> _Task description_
Will you quote all of the entries, word for word?

> _Materials provided_
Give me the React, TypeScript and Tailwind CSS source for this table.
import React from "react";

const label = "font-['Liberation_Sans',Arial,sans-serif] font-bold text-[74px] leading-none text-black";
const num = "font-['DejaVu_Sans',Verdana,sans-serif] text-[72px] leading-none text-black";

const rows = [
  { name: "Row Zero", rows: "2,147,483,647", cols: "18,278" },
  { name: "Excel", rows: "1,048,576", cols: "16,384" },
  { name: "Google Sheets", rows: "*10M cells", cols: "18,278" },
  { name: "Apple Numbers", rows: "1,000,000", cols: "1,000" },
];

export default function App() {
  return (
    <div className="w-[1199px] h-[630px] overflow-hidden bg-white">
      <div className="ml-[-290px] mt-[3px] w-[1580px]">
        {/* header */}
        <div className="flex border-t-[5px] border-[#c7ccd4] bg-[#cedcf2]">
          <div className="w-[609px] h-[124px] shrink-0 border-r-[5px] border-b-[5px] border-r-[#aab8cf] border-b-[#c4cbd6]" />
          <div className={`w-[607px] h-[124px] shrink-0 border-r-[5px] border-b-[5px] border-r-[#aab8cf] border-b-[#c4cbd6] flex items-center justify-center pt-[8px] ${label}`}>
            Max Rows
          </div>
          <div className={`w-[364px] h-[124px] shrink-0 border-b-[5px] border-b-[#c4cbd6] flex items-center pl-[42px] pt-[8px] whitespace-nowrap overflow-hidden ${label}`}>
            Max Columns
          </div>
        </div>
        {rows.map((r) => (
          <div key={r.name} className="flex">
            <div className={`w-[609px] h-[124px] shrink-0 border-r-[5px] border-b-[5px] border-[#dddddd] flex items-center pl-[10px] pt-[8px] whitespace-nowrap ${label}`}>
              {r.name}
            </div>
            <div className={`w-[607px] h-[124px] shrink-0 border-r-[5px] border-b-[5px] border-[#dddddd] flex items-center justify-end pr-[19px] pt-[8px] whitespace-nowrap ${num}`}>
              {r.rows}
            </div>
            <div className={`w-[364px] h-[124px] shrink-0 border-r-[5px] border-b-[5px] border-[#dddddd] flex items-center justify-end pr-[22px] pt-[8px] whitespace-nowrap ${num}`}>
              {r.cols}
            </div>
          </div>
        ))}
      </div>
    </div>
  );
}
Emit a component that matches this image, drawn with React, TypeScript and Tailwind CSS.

> _Exercise answer_
Give me the React, TypeScript and Tailwind CSS source for this table.
import React from "react";

const label = "font-['Liberation_Sans',Arial,sans-serif] font-bold text-[74px] leading-none text-black";
const num = "font-['DejaVu_Sans',Verdana,sans-serif] text-[72px] leading-none text-black";

const rows = [
  { name: "Row Zero", rows: "2,147,483,647", cols: "18,278" },
  { name: "Excel", rows: "1,048,576", cols: "16,384" },
  { name: "Google Sheets", rows: "*10M cells", cols: "18,278" },
  { name: "Apple Numbers", rows: "1,000,000", cols: "1,000" },
];

export default function App() {
  return (
    <div className="w-[1199px] h-[630px] overflow-hidden bg-white">
      <div className="ml-[-290px] mt-[3px] w-[1580px]">
        {/* header */}
        <div className="flex border-t-[5px] border-[#c7ccd4] bg-[#cedcf2]">
          <div className="w-[609px] h-[124px] shrink-0 border-r-[5px] border-b-[5px] border-r-[#aab8cf] border-b-[#c4cbd6]" />
          <div className={`w-[607px] h-[124px] shrink-0 border-r-[5px] border-b-[5px] border-r-[#aab8cf] border-b-[#c4cbd6] flex items-center justify-center pt-[8px] ${label}`}>
            Max Rows
          </div>
          <div className={`w-[364px] h-[124px] shrink-0 border-b-[5px] border-b-[#c4cbd6] flex items-center pl-[42px] pt-[8px] whitespace-nowrap overflow-hidden ${label}`}>
            Max Columns
          </div>
        </div>
        {rows.map((r) => (
          <div key={r.name} className="flex">
            <div className={`w-[609px] h-[124px] shrink-0 border-r-[5px] border-b-[5px] border-[#dddddd] flex items-center pl-[10px] pt-[8px] whitespace-nowrap ${label}`}>
              {r.name}
            </div>
            <div className={`w-[607px] h-[124px] shrink-0 border-r-[5px] border-b-[5px] border-[#dddddd] flex items-center justify-end pr-[19px] pt-[8px] whitespace-nowrap ${num}`}>
              {r.rows}
            </div>
            <div className={`w-[364px] h-[124px] shrink-0 border-r-[5px] border-b-[5px] border-[#dddddd] flex items-center justify-end pr-[22px] pt-[8px] whitespace-nowrap ${num}`}>
              {r.cols}
            </div>
          </div>
        ))}
      </div>
    </div>
  );
}
Emit a component that matches this image, drawn with React, TypeScript and Tailwind CSS.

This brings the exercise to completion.